## BEGIN

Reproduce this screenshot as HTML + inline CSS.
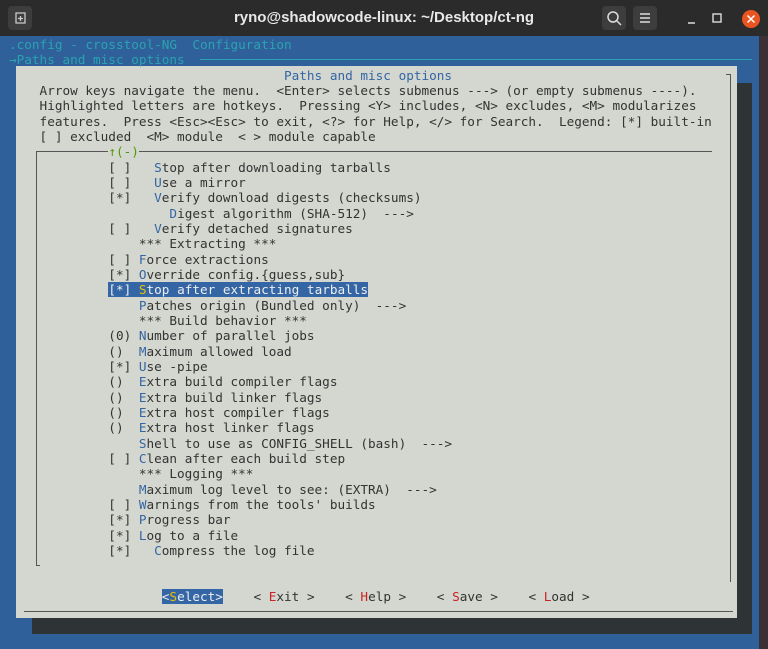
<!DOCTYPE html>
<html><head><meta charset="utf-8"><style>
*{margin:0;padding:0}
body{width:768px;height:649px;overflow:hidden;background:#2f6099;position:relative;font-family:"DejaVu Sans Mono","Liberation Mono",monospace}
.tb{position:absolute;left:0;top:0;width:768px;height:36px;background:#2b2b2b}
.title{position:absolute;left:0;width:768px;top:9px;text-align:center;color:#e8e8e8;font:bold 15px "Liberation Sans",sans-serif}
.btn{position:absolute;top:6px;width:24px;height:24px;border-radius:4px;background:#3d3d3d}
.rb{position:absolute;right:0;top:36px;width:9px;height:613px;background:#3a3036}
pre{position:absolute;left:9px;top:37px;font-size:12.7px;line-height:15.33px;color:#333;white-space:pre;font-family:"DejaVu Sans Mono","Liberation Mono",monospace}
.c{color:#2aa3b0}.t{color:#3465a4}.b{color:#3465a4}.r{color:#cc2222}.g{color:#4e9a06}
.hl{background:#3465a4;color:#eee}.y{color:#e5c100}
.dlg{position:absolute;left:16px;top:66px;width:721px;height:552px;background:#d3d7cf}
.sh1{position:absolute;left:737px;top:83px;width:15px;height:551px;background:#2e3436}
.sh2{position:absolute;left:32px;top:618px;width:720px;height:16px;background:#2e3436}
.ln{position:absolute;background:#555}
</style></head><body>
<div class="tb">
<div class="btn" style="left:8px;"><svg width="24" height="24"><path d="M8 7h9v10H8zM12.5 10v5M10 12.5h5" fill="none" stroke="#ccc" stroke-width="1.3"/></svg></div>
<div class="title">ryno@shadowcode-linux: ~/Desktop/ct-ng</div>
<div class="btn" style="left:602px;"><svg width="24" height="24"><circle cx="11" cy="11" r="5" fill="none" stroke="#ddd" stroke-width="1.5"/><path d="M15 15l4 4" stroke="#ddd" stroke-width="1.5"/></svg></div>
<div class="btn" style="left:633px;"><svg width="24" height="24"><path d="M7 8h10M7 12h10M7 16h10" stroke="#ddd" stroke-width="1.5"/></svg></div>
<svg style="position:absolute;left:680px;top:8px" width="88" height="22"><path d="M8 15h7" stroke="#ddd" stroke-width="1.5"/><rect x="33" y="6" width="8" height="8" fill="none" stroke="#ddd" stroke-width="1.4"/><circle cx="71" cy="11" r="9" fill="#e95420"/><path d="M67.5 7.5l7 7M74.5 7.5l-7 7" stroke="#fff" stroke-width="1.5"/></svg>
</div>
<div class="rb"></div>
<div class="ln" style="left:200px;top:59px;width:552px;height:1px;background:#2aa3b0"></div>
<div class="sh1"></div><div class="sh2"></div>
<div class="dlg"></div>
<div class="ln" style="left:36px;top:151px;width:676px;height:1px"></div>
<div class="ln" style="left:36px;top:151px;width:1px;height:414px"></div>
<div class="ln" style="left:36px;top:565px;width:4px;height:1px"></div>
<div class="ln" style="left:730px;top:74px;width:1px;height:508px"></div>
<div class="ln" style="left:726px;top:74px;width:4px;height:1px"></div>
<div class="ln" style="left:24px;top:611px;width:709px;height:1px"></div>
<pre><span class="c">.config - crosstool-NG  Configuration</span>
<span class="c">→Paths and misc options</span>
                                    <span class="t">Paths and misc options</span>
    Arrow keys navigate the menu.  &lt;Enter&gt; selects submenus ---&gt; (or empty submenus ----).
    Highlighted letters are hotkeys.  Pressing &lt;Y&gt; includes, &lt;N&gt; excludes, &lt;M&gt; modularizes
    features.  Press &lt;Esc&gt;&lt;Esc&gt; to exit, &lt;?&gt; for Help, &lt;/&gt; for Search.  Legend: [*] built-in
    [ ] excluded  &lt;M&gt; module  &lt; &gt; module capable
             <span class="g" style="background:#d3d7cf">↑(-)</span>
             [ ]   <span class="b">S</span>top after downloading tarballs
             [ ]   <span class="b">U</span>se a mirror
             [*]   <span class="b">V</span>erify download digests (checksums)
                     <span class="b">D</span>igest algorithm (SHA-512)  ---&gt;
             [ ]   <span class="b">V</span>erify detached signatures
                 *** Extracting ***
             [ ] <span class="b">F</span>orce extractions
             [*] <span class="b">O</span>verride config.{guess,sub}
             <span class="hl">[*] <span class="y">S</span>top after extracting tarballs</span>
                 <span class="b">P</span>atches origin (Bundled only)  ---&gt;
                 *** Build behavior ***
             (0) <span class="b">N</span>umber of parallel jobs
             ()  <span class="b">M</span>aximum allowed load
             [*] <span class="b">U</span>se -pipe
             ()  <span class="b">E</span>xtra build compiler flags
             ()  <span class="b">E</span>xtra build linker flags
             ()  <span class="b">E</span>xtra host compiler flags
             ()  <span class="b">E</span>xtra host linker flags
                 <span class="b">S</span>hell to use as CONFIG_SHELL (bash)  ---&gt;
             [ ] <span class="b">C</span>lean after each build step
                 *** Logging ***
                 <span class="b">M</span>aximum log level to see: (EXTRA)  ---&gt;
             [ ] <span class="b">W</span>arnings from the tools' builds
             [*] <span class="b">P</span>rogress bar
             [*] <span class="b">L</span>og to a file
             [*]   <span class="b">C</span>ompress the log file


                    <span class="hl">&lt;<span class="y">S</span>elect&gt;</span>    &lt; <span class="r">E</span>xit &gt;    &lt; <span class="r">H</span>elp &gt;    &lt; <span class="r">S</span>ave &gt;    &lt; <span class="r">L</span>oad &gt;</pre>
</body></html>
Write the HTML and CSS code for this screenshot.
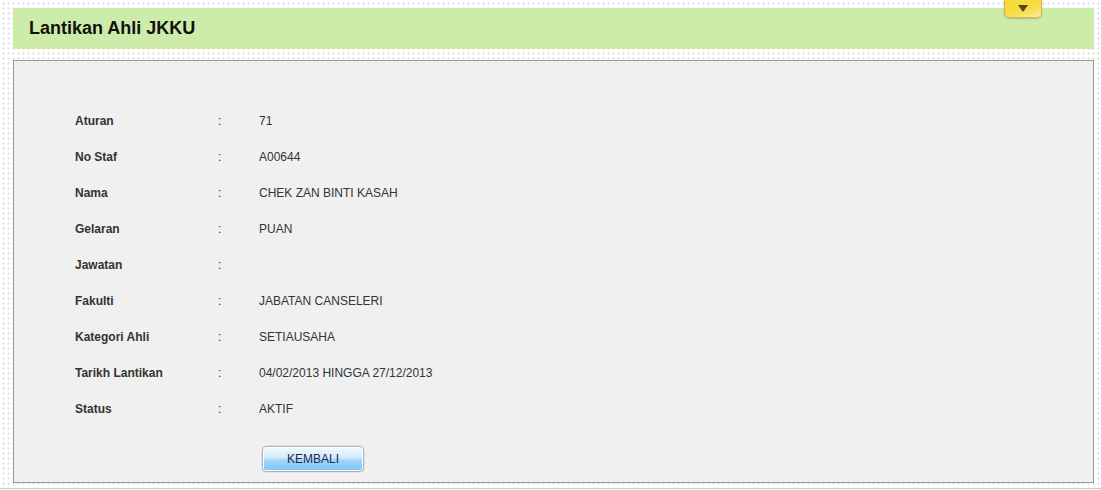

## END

GIVEN PROBLEM:
Find every line of the data that holds the string "screenshot", then say how many there are and nothing else.

WRITTEN RESPONSE:
2